What the exercise asks –
Find the word "components" in the material below and gather every line that contains it.

BEGIN Supplied records

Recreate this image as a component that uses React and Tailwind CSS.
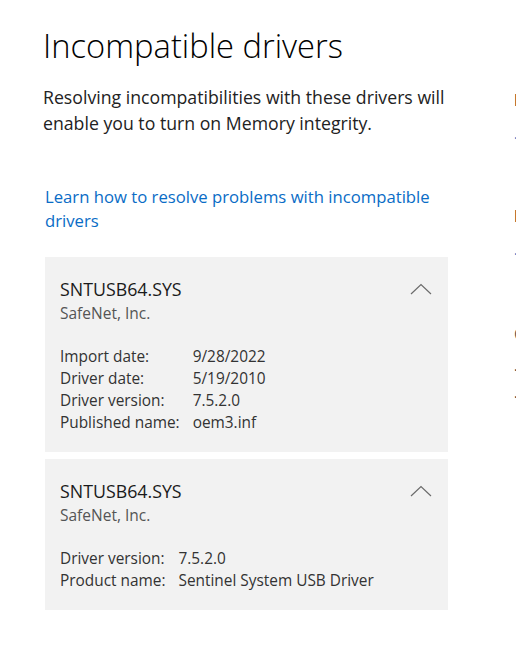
import React from "react";

const font = { fontFamily: '"Open Sans", "Noto Sans", sans-serif' };

function Chevron() {
  return (
    <svg width="22" height="12" viewBox="0 0 22 12" className="shrink-0">
      <path d="M1 11 L11 1.5 L21 11" fill="none" stroke="#6b6b6b" strokeWidth="1.2" />
    </svg>
  );
}

function DriverCard({ name, vendor, rows }) {
  return (
    <div className="w-[403px] bg-[#f2f2f2] pl-[15px] pr-[16px] pt-[20px] pb-[18px]">
      <div className="flex items-start justify-between">
        <div>
          <div className="text-[17.8px] leading-[24px] text-[#1a1a1a]">{name}</div>
          <div className="text-[15.5px] leading-[24px] text-[#555]">{vendor}</div>
        </div>
        <div className="pt-[6px]">
          <Chevron />
        </div>
      </div>
      <div className="mt-[21px] grid grid-cols-[auto_1fr] gap-x-[13px] text-[15.4px] leading-[22px] text-[#333]">
        {rows.map(([k, v]) => (
          <React.Fragment key={k}>
            <div>{k}</div>
            <div>{v}</div>
          </React.Fragment>
        ))}
      </div>
    </div>
  );
}

export default function App() {
  return (
    <div className="w-[516px] h-[671px] overflow-hidden bg-white flex" style={font}>
      <div className="w-[514px] shrink-0 pl-[43px] pr-[58px] pt-[26px]">
        <h1 className="text-[32.7px] leading-[40px] font-light text-black">Incompatible drivers</h1>
        <p className="mt-[18px] text-[17.7px] leading-[26px] text-[#222]">
          Resolving incompatibilities with these drivers will enable you to turn on Memory integrity.
        </p>
        <a href="#" className="block mt-[49px] ml-[2px] text-[16.7px] leading-[24px] text-[#0a6cc6]">
          Learn how to resolve problems with incompatible drivers
        </a>
        <div className="mt-[24px] ml-[2px] flex flex-col gap-[7px]">
          <DriverCard
            name="SNTUSB64.SYS"
            vendor="SafeNet, Inc."
            rows={[
              ["Import date:", "9/28/2022"],
              ["Driver date:", "5/19/2010"],
              ["Driver version:", "7.5.2.0"],
              ["Published name:", "oem3.inf"],
            ]}
          />
          <DriverCard
            name="SNTUSB64.SYS"
            vendor="SafeNet, Inc."
            rows={[
              ["Driver version:", "7.5.2.0"],
              ["Product name:", "Sentinel System USB Driver"],
            ]}
          />
        </div>
      </div>
      <div className="shrink-0 pt-[88px] whitespace-nowrap text-[16px]">
        <div className="leading-[24px] font-semibold text-black">Have a question?</div>
        <div className="mt-[10px] leading-[24px] text-[14px] text-[#0a6cc6]">.Get help</div>
        <div className="mt-[58px] leading-[24px] font-semibold text-black">Help improve</div>
        <div className="mt-[10px] leading-[24px] text-[14px] text-[#0a6cc6]">.Give us feedback</div>
        <div className="mt-[60px] leading-[24px] text-[#555]">Change your privacy</div>
        <div className="mt-[8px] leading-[24px] text-[14px] text-[#333]">.View and change</div>
        <div className="mt-[3px] leading-[24px] text-[14px] text-[#333]">.for your device</div>
      </div>
    </div>
  );
}
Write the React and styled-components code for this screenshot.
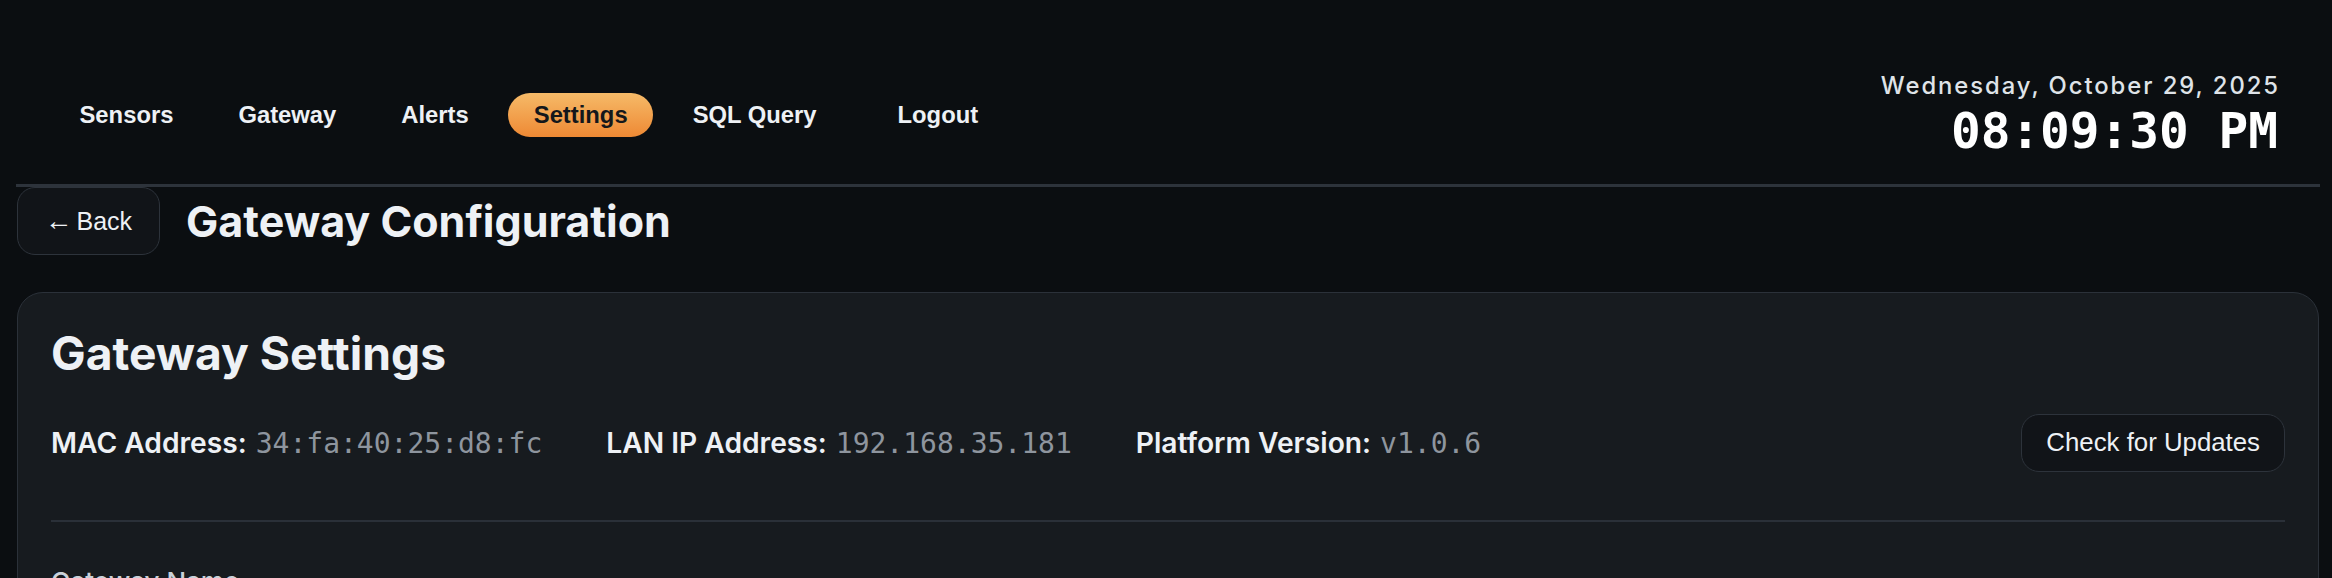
import React from 'react';
import styled, { createGlobalStyle } from 'styled-components';

const GlobalStyle = createGlobalStyle`
  html, body {
    margin: 0;
    overflow: hidden;
    background: #0b0e11;
  }
  body {
    font-family: Inter, "Noto Sans", sans-serif;
    color: #e6edf3;
  }
`;

const Page = styled.div`
  padding: 0 12px 0 16px;
`;

const Header = styled.header`
  display: flex;
  align-items: center;
  justify-content: space-between;
  height: 140px;
  padding-top: 44px;
  border-bottom: 3px solid #2d333b;
`;

const Nav = styled.nav`
  display: flex;
  align-items: center;
  gap: 14px;
  padding-left: 38px;
  margin-top: 2px;
`;

const NavItem = styled.button`
  font-family: "Liberation Sans", Arial, sans-serif;
  font-weight: 700;
  font-size: 23.8px;
  line-height: 28px;
  padding: 8px 25.5px;
  margin-left: ${(p) => (p.$spaced ? '16px' : '0')};
  border: none;
  border-radius: 999px;
  color: ${(p) => (p.$active ? '#14171b' : '#eef1f5')};
  background: ${(p) => (p.$active ? 'linear-gradient(180deg, #f6ba68 0%, #ee8934 100%)' : 'transparent')};
  cursor: pointer;
`;

const Clock = styled.div`
  display: flex;
  flex-direction: column;
  align-items: flex-end;
  margin-right: 42px;
  margin-top: 1px;
`;

const DateText = styled.div`
  font-size: 23.8px;
  font-weight: 500;
  letter-spacing: 1.95px;
  margin-right: -2px;
  color: #dfe3e8;
  line-height: 30px;
`;

const TimeText = styled.div`
  font-family: "DejaVu Sans Mono", monospace;
  font-weight: 700;
  font-size: 49.4px;
  line-height: 56px;
  color: #ffffff;
  margin-top: 2px;
`;

const TitleRow = styled.div`
  display: flex;
  align-items: center;
  gap: 26px;
  padding-left: 1px;
`;

const GhostButton = styled.button`
  font-family: "Liberation Sans", Arial, sans-serif;
  font-size: ${(p) => p.$size || '24px'};
  line-height: 1.15;
  color: #eef1f5;
  background: #111418;
  border: 1.5px solid #2d333b;
  border-radius: 18px;
  padding: ${(p) => p.$pad || '17px 25px'};
  cursor: pointer;
`;

const Arrow = styled.span`
  font-size: 1.1em;
  margin-right: 4px;
`;

const PageTitle = styled.h1`
  margin: 0;
  font-size: 43px;
  font-weight: 700;
  color: #eef1f5;
`;

const Card = styled.section`
  margin-top: 37px;
  margin-left: 1px;
  margin-right: 1px;
  background: #171b1f;
  border: 1.5px solid #2b3139;
  border-radius: 26px;
  padding: 33px 33px 0;
  min-height: 400px;
`;

const CardTitle = styled.h2`
  margin: 0;
  font-size: 46.2px;
  font-weight: 700;
  line-height: 1.2;
  color: #eef1f5;
`;

const InfoRow = styled.div`
  display: flex;
  align-items: center;
  gap: 64px;
  margin-top: 33px;
  padding-bottom: 48px;
  border-bottom: 2px solid #2a3038;
`;

const Info = styled.div`
  display: flex;
  align-items: baseline;
  gap: 9px;
`;

const Label = styled.span`
  font-size: 28.2px;
  font-weight: 600;
  color: #eef1f5;
`;

const Value = styled.span`
  font-family: "DejaVu Sans Mono", monospace;
  font-size: 28px;
  color: #8e959e;
`;

const Push = styled.div`
  margin-left: auto;
`;

const SectionLabel = styled.div`
  margin-top: 44px;
  font-size: 26px;
  font-weight: 500;
  color: #c9d1d9;
`;

const navLinks = ['Sensors', 'Gateway', 'Alerts', 'Settings', 'SQL Query'];

export default function App() {
  return (
    <Page>
      <GlobalStyle />
      <Header>
        <Nav>
          {navLinks.map((link) => (
            <NavItem key={link} $active={link === 'Settings'}>
              {link}
            </NavItem>
          ))}
          <NavItem $spaced>Logout</NavItem>
        </Nav>
        <Clock>
          <DateText>Wednesday, October 29, 2025</DateText>
          <TimeText>08:09:30 PM</TimeText>
        </Clock>
      </Header>

      <TitleRow>
        <GhostButton $size="25px" $pad="17px 27px">
          <Arrow>←</Arrow>Back
        </GhostButton>
        <PageTitle>Gateway Configuration</PageTitle>
      </TitleRow>

      <Card>
        <CardTitle>Gateway Settings</CardTitle>
        <InfoRow>
          <Info>
            <Label>MAC Address:</Label>
            <Value>34:fa:40:25:d8:fc</Value>
          </Info>
          <Info>
            <Label>LAN IP Address:</Label>
            <Value>192.168.35.181</Value>
          </Info>
          <Info>
            <Label>Platform Version:</Label>
            <Value>v1.0.6</Value>
          </Info>
          <Push>
            <GhostButton $size="25.8px" $pad="13px 24px">Check for Updates</GhostButton>
          </Push>
        </InfoRow>
        <SectionLabel>Gateway Name</SectionLabel>
      </Card>
    </Page>
  );
}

END Supplied records

Problem solution –
Write the React and styled-components code for this screenshot.
import styled, { createGlobalStyle } from 'styled-components';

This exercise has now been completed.